From this grove we travelled as before in single file over an immense expanse of lava of the kind called pahoehoe, or satin rock, to distinguish it from the a-a, or jagged, rugged, impassable rock. …It [pahoehoe] lies in hummocks, in coils, in rippled waves, in rivers, in huge convolutions, in pools smooth and still, and in caverns which are really bubbles. Hundreds of square miles of the island are made up of this and nothing more. A very frequent aspect of pahoehoe is the likeness on a magnificent scale of a thick coat of cream drawn in wrinkling folds to the side of a milk-pan. This lava is all grey, and the greater part of its surface is slightly roughened. Wherever this is not the case the horses slip upon it as upon ice.

Another observation I made while reading is Bird’s frequent mention of ‘ulu. Or breadfruit.

I am here to attend a festival devoted to breadfruit. When I told a visitor at the airport why I was heading to Big Island, she responded, “Breadfruit? There’s a festival for breadfruit?”

Indeed, Hawaii is like that. Any reason for a festival. Taro. Maui onion. Coconut. Coffee. Spam. And breadfruit. Once there were giant groves of farmed breadfruit trees that crossed political boundaries and family lands. Today, what few breadfruit trees grow in Hawaii are, strangely, hard to find. Friday night, I will attend a seminar by environmental resource specialist Noa Kekuewa Lincoln who will speak on the past, present, and future of breadfruit.

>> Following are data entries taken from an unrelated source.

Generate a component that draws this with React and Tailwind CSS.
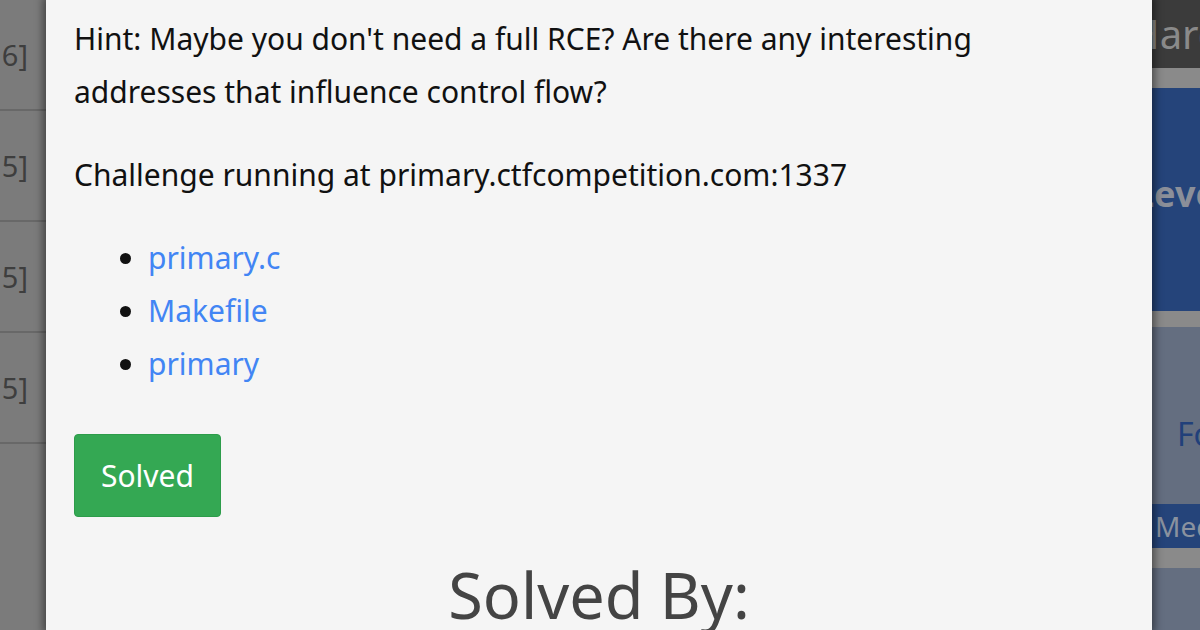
const leftRows = ["6]", "5]", "5]", "5]"];
const files = ["primary.c", "Makefile", "primary"];

export default function App() {
  return (
    <div
      className="relative h-[630px] w-[1200px] overflow-hidden bg-[#7b7b7b] flex"
      style={{ fontFamily: '"Noto Sans", "Open Sans", sans-serif' }}
    >
      {/* page behind the backdrop */}
      <div className="w-[46px] flex flex-col overflow-hidden">
        {leftRows.map((t, i) => (
          <div
            key={i}
            className="h-[111px] shrink-0 flex items-center justify-end pr-[18px] border-b-2 border-[#686868] text-[29px] text-[#3e3e3e] whitespace-nowrap"
          >
            {t}
          </div>
        ))}
      </div>
      <div className="flex-1" />
      <div className="w-[48px] flex flex-col overflow-hidden bg-[#8a8a8a]">
        <div className="h-[68px] shrink-0 bg-[#3b3b3b] flex items-center text-[40px] text-[#8a8a8a] whitespace-nowrap overflow-hidden">
          <span className="-ml-[22px]">Hard</span>
        </div>
        <div className="h-[223px] shrink-0 mt-[20px] bg-[#25447a] flex items-end pb-[90px] whitespace-nowrap overflow-hidden">
          <span className="-ml-[18px] text-[36px] font-bold text-[#8b8f99]">Leve</span>
        </div>
        <div className="h-[221px] shrink-0 mt-[16px] bg-[#646e80] flex flex-col overflow-hidden">
          <div className="flex-1 flex items-end pb-[46px] pl-[25px] whitespace-nowrap">
            <span className="text-[32px] text-[#21407a]">Fo</span>
          </div>
          <div className="h-[44px] bg-[#25447a] flex items-center pl-[3px] whitespace-nowrap text-[28px] text-[#8a929f]">
            Med
          </div>
        </div>
        <div className="flex-1 mt-[20px] bg-[#646e80]" />
      </div>

      {/* modal over the backdrop */}
      <div className="absolute top-0 bottom-0 left-[46px] w-[1106px] bg-[#f5f5f5] shadow-[0_0_8px_3px_rgba(0,0,0,0.45)] px-[28px] pt-[12px] text-[#111]">
        <p className="max-w-[1010px] text-[30px] leading-[53px]">
          Hint: Maybe you don't need a full RCE? Are there any interesting
          addresses that influence control flow?
        </p>
        <p className="mt-[30px] text-[30px] leading-[53px]">
          Challenge running at primary.ctfcompetition.com:1337
        </p>
        <ul className="mt-[30px] list-disc pl-[74px] text-[30px] leading-[53px]">
          {files.map((f) => (
            <li key={f}>
              <a href="#" className="text-[#4285f4]">
                {f}
              </a>
            </li>
          ))}
        </ul>
        <button className="mt-[44px] h-[83px] px-[26px] rounded-[4px] bg-[#34a853] border border-[#2d9c4a] text-white text-[30px] leading-[53px]">
          Solved
        </button>
        <h2 className="mt-[38px] text-center text-[63px] leading-[80px] text-[#444]">
          Solved By:
        </h2>
      </div>
    </div>
  );
}
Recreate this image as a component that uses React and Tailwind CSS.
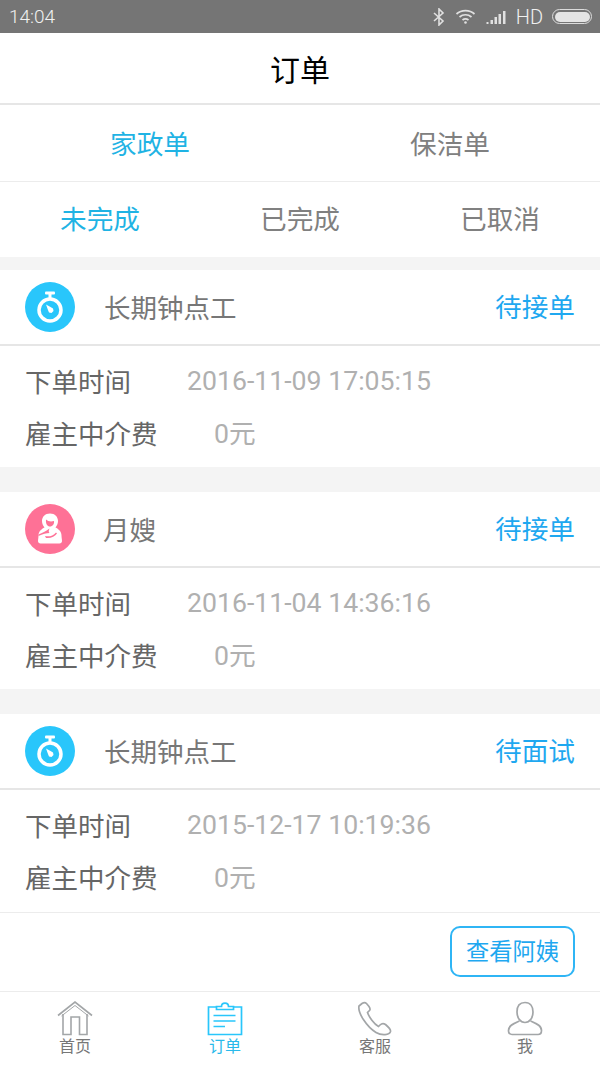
const CJK = { fontFamily: '"Noto Sans CJK SC", "Noto Sans", sans-serif' };

function Status() {
  return (
    <div className="flex h-[33px] items-center justify-between bg-[#757575] pl-[9px] pr-[8px] text-[#f0f0f0]" style={{ fontFamily: 'Roboto, sans-serif' }}>
      <span className="text-[19px] font-light leading-none">14:04</span>
      <div className="flex items-center">
        <svg width="12" height="18" viewBox="0 0 12 18" fill="none" stroke="#e0e0e0" strokeWidth="1.6"><path d="M1 5l9 8-4 4V1l4 4-9 8" /></svg>
        <svg className="ml-[10px]" width="21" height="15" viewBox="0 0 20 15" fill="none" stroke="#e0e0e0" strokeWidth="1.700"><path d="M1 5c5-4.600 13-4.600 18 0M4 8c3.500-3 8.500-3 12 0M7 11c1.800-1.400 4.200-1.400 6 0" /><circle cx="10" cy="13.500" r="1.300" fill="#e0e0e0" stroke="none" /></svg>
        <svg className="ml-[10px]" width="21" height="14" viewBox="0 0 20 14" fill="#e0e0e0"><rect x="0" y="12" width="2" height="2" /><rect x="4" y="10" width="2.500" height="4" /><rect x="8" y="7" width="2.500" height="7" /><rect x="12" y="4" width="2.500" height="10" /><rect x="16.500" y="1" width="2.500" height="13" /></svg>
        <span className="ml-[9px] text-[20px] font-light leading-none">HD</span>
        <div className="ml-[9px] flex h-[15px] w-[40px] items-center rounded-full border border-[#dcdcdc] p-[1.500px]">
          <div className="h-full w-full rounded-full bg-[#e4e4e4]" />
        </div>
      </div>
    </div>
  );
}

function Stopwatch() {
  return (
    <svg width="50" height="50" viewBox="0 0 50 50" className="shrink-0">
      <circle cx="25" cy="25" r="25" fill="#29c6fb" />
      <rect x="20" y="9.500" width="10" height="3" rx="1" fill="#fff" />
      <rect x="23.500" y="11" width="3" height="5" fill="#fff" />
      <circle cx="25" cy="28" r="11" fill="none" stroke="#fff" strokeWidth="3.500" />
      <path d="M21 22.500l4.500 2.500 2.500 1.500 .5 2.500-2 2-2.500-.5-1-2.500z" fill="#fff" />
    </svg>
  );
}

function Nanny() {
  return (
    <svg width="50" height="50" viewBox="0 0 50 50" className="shrink-0">
      <circle cx="25" cy="25" r="25" fill="#fe7196" />
      <path d="M25 9.500c-5 0-8 3.500-8 7.500 0 2.500 1 4.500 2.500 6.500-3 1.500-6 4-6 8 0 2-.5 4-.5 5.500 0 1.500 1 2.500 2.500 2.500h19c1.500 0 2.500-1 2.500-2.500 0-1.500-.5-3.500-.5-5.500 0-4-3-6.500-6-8 1.500-2 2.500-4 2.500-6.500 0-4-3-7.500-8-7.500z" fill="#fff" />
      <path d="M21 15.500c2 2 5 2.500 8 1.500.5 3-1.500 5.500-4 5.500s-4.500-2.500-4-7z" fill="#fe7196" />
      <path d="M13.500 30.500c4-1.500 7-3 11-6-1 2-1 3.500 0 4.500-3 0-7 1-11 3zM20 32c4 1 8 0 11-3.500l1 1c-2 3-6 5-11 4.500z" fill="#fe7196" />
    </svg>
  );
}

function Card({ icon, title, status, date, titleGap, children }) {
  return (
    <div className="bg-white">
      <div className="flex h-[75.500px] items-center border-b-2 border-[#e6e6e6] pl-[25px] pr-[25px]">
        {icon}
        <span className={`${titleGap} flex-1 text-[26.500px] leading-none text-[#777]`}>{title}</span>
        <span className="text-[26.670px] leading-none text-[#1fa8f0]">{status}</span>
      </div>
      <div className="flex h-[52px] items-center pl-[25px] pt-[19px]">
        <span className="w-[162px] text-[26.500px] leading-none text-[#666]">下单时间</span>
        <span className="text-[26.670px] leading-none text-[#b0b0b0]" style={{ fontFamily: 'Roboto, sans-serif' }}>{date}</span>
      </div>
      <div className="flex h-[52px] items-center pl-[25px] pt-[19px]">
        <span className="w-[189px] text-[26.500px] leading-none text-[#666]">雇主中介费</span>
        <span className="text-[26.670px] leading-none text-[#b0b0b0]"><span style={{ fontFamily: 'Roboto, sans-serif' }}>0</span>元</span>
      </div>
      {children}
    </div>
  );
}

function NavItem({ label, active, children }) {
  return (
    <div className="flex flex-1 flex-col items-center pt-[9px]">
      <div className="h-[35px] w-[36px]">{children}</div>
      <span className={`text-[16px] leading-[18px] ${active ? 'text-[#29b9ea]' : 'text-[#777]'}`}>{label}</span>
    </div>
  );
}

export default function App() {
  return (
    <div className="flex h-[1067px] w-[600px] flex-col overflow-hidden bg-[#f4f4f4]" style={CJK}>
      <Status />
      <div className="flex h-[72px] shrink-0 items-center justify-center border-b-2 border-[#e6e6e6] bg-white text-[30px] leading-none text-black">订单</div>
      <div className="flex h-[77px] shrink-0 border-b border-[#ececec] bg-white text-[26.670px] leading-none">
        <div className="flex flex-1 items-center justify-center text-[#1fb3e4]">家政单</div>
        <div className="flex flex-1 items-center justify-center text-[#808080]">保洁单</div>
      </div>
      <div className="flex h-[75px] shrink-0 bg-white pb-[2px] text-[26.670px] leading-none">
        <div className="flex flex-1 items-center justify-center text-[#1fb3e4]">未完成</div>
        <div className="flex flex-1 items-center justify-center text-[#808080]">已完成</div>
        <div className="flex flex-1 items-center justify-center text-[#808080]">已取消</div>
      </div>
      <div className="mt-[13px] flex flex-col gap-[25px]">
        <Card icon={<Stopwatch />} title="长期钟点工" status="待接单" date="2016-11-09 17:05:15" titleGap="ml-[29px]">
          <div className="h-[17.500px]" />
        </Card>
        <Card icon={<Nanny />} title="月嫂" status="待接单" date="2016-11-04 14:36:16" titleGap="ml-[28px]">
          <div className="h-[17.500px]" />
        </Card>
        <Card icon={<Stopwatch />} title="长期钟点工" status="待面试" date="2015-12-17 10:19:36" titleGap="ml-[29px]">
          <div className="mt-[18px] flex h-[79px] justify-end border-t border-[#ececec] pr-[25px] pt-[13px]">
            <div className="flex h-[51px] w-[125px] items-center justify-center rounded-[10px] border-2 border-[#2fb5f5] text-[23.300px] leading-none text-[#1fa8f0]">查看阿姨</div>
          </div>
        </Card>
      </div>
      <div className="mt-auto flex h-[76px] shrink-0 border-t border-[#ececec] bg-white">
        <NavItem label="首页">
          <svg width="36" height="35" viewBox="0 0 36 35" fill="none" stroke="#a3a6a8" strokeWidth="1.600">
            <path d="M1 14.500L18 1 35 14.500" />
            <path d="M4.500 15L18 4.500 31.500 15" strokeWidth="1" />
            <path d="M6 13V33.500H14V16H22.500V33.500H30V13" />
          </svg>
        </NavItem>
        <NavItem label="订单" active>
          <svg width="36" height="35" viewBox="0 0 36 35" fill="none" stroke="#29c6fb" strokeWidth="1.700">
            <path d="M9 6H1.500V33.500H34.500V6H27" />
            <path d="M9.500 8.500V5.500H14.500C14.500 1 21.500 1 21.500 5.500H26.500V8.500Z" />
            <path d="M6.500 14.500H28.500M6.500 20H28.500M6.500 25.500H18" />
          </svg>
        </NavItem>
        <NavItem label="客服">
          <svg width="36" height="35" viewBox="0 0 36 35" fill="none" stroke="#a3a6a8" strokeWidth="1.700">
            <path d="M5 2.500L2 5C0.500 12 10 26 19 31.500C25 35 32.500 34 33.500 30.500C34 28.500 32 26.500 28.500 23.500C26.500 22 25 22 23 24L21.500 25.500C17 23 12 16 10.500 11.500L12.500 9.500C13.500 8.500 13 7 12 5.500L9.500 2.500C8 1 6.500 1.500 5 2.500Z" />
          </svg>
        </NavItem>
        <NavItem label="我">
          <svg width="36" height="35" viewBox="0 0 36 35" fill="none" stroke="#a3a6a8" strokeWidth="1.700">
            <path d="M18 1.500C12.500 1.500 10 5.500 10 11C10 16.500 13 21.500 18 21.500C23 21.500 26 16.500 26 11C26 5.500 23.500 1.500 18 1.500Z" />
            <path d="M12.500 20C8 22 1.500 24 1.500 29.500C1.500 32 2.500 33.500 5 33.500H31C33.500 33.500 34.500 32 34.500 29.500C34.500 24 28 22 23.500 20" />
          </svg>
        </NavItem>
      </div>
    </div>
  );
}
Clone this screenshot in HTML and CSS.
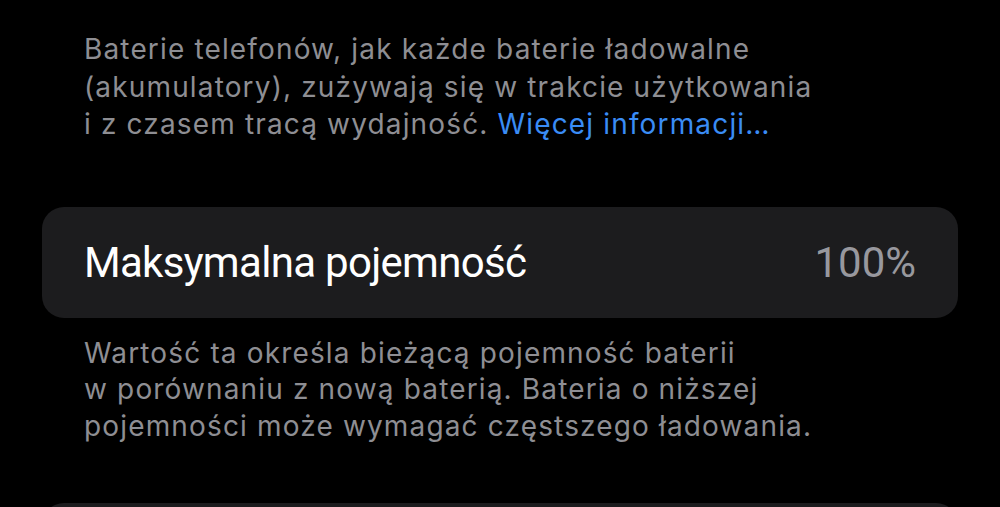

Isabella Bird encountered breadfruit trees, pahoehoe lava and a long list of native plants that she could name by their Hawaiian and Latin names. That makes me wonder if she ever encountered a Hawaiian monk seal during her six-month visit. Sure, it would have been a rare sighting, but it would show they were around then. Some people claim Hawaiian monk seals were transplants by the government in modern times. I may not be able to help Hawaiian monk seals on Kauai right now, but maybe I can help them in another way. By reading. Oh, what a sweet excuse.

Responses:

Susan | Sep 27, 2012 08:49 AM

A visit to Laurel Brier's garden yesterday included one of the most prolific ulu trees I've heard of. Hers has been giving fruit continuously since last January. Right now I would guess the tree has about 100 ulu, in various sizes and stages of development, along with new blossoms, indicating it is not about to stop producing. Apparently, both taro and breadfruit were carried here by the early Polynesians but they had to rely on taro as their year 'round staple since the breadfruit output was limited to a shorter "season." Trees in places like Tonga and Fiji, closer to the Equator, will produce year around and is the chosen staple. Apparently Laurel's tree didn't get the memo and just keeps going to town. Laurel wonders if it's climate change. Luckily ulu is very versatile and freezes well. We were served some very tasty Ulu Fries with dinner, cooked in a fragrant, cold-pressed coconut oil. What a treat!